* _Exercise requirements_:
Tally the lines of the listing that contain the word "full", then give the total and nothing else.

* _Listed entries_:

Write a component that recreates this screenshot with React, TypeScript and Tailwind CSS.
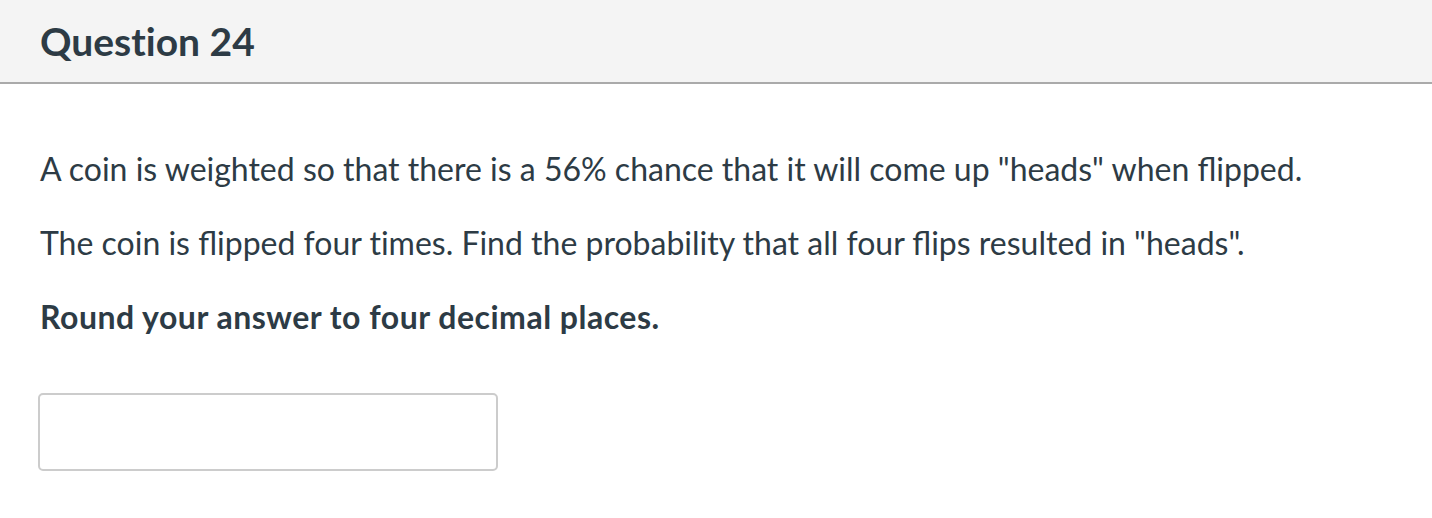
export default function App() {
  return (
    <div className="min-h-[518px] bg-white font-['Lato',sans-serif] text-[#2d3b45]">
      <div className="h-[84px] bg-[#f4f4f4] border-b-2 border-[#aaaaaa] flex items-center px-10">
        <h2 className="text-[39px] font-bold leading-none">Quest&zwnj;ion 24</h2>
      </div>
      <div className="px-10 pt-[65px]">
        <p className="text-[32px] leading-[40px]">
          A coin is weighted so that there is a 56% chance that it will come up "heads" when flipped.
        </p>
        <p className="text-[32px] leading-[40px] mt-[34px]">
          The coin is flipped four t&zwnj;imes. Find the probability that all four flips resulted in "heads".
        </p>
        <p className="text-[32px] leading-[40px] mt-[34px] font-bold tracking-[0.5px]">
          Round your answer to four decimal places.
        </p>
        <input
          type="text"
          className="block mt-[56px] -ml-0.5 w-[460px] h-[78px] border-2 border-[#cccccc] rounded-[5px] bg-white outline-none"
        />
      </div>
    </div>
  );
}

==

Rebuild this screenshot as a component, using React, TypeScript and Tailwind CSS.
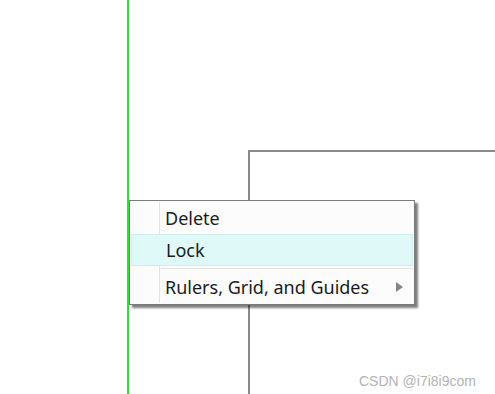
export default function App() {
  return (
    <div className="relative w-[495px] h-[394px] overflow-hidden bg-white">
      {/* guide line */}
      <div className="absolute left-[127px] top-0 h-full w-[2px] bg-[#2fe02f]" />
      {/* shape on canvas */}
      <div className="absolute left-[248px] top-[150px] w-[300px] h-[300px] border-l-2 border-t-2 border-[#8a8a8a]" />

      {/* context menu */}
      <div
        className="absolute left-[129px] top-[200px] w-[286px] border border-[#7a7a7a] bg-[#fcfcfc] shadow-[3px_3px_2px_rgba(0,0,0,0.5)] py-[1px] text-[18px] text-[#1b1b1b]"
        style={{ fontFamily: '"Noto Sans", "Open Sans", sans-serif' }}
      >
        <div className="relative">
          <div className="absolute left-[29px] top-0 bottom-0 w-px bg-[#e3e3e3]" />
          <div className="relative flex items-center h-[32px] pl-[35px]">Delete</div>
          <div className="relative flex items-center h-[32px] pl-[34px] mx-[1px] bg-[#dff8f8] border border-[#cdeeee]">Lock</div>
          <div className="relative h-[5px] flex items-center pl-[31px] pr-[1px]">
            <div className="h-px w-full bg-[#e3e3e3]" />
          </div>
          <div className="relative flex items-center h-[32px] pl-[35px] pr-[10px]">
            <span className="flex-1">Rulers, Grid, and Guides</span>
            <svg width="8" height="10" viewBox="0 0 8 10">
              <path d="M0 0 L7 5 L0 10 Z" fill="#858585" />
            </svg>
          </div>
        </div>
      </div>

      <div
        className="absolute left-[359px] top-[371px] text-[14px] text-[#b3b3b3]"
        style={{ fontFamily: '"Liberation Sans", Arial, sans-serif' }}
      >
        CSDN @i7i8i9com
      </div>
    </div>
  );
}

* * *

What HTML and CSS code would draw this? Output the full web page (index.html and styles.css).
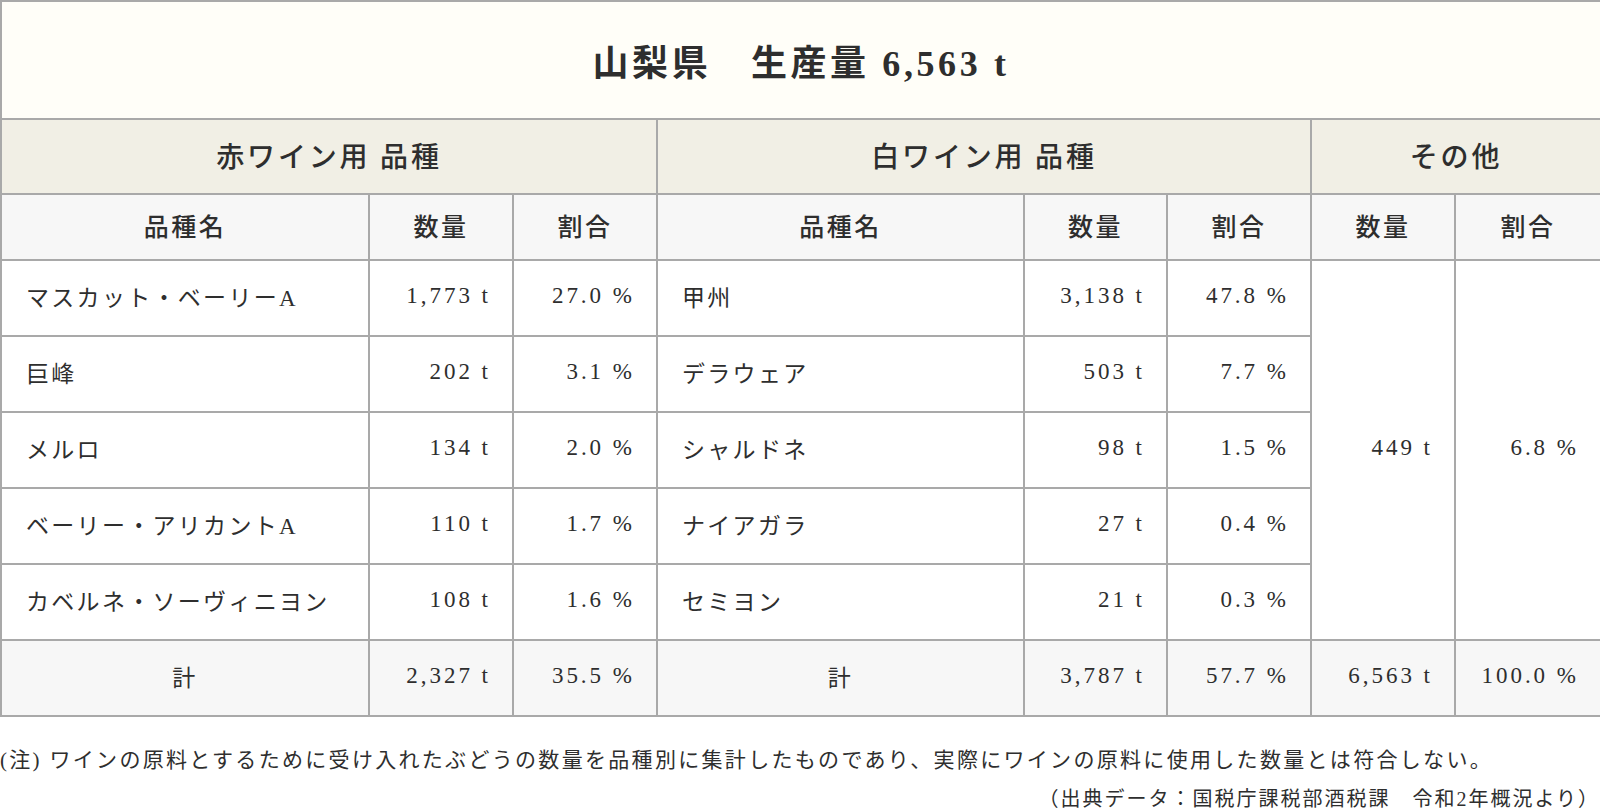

* _Task output_:
3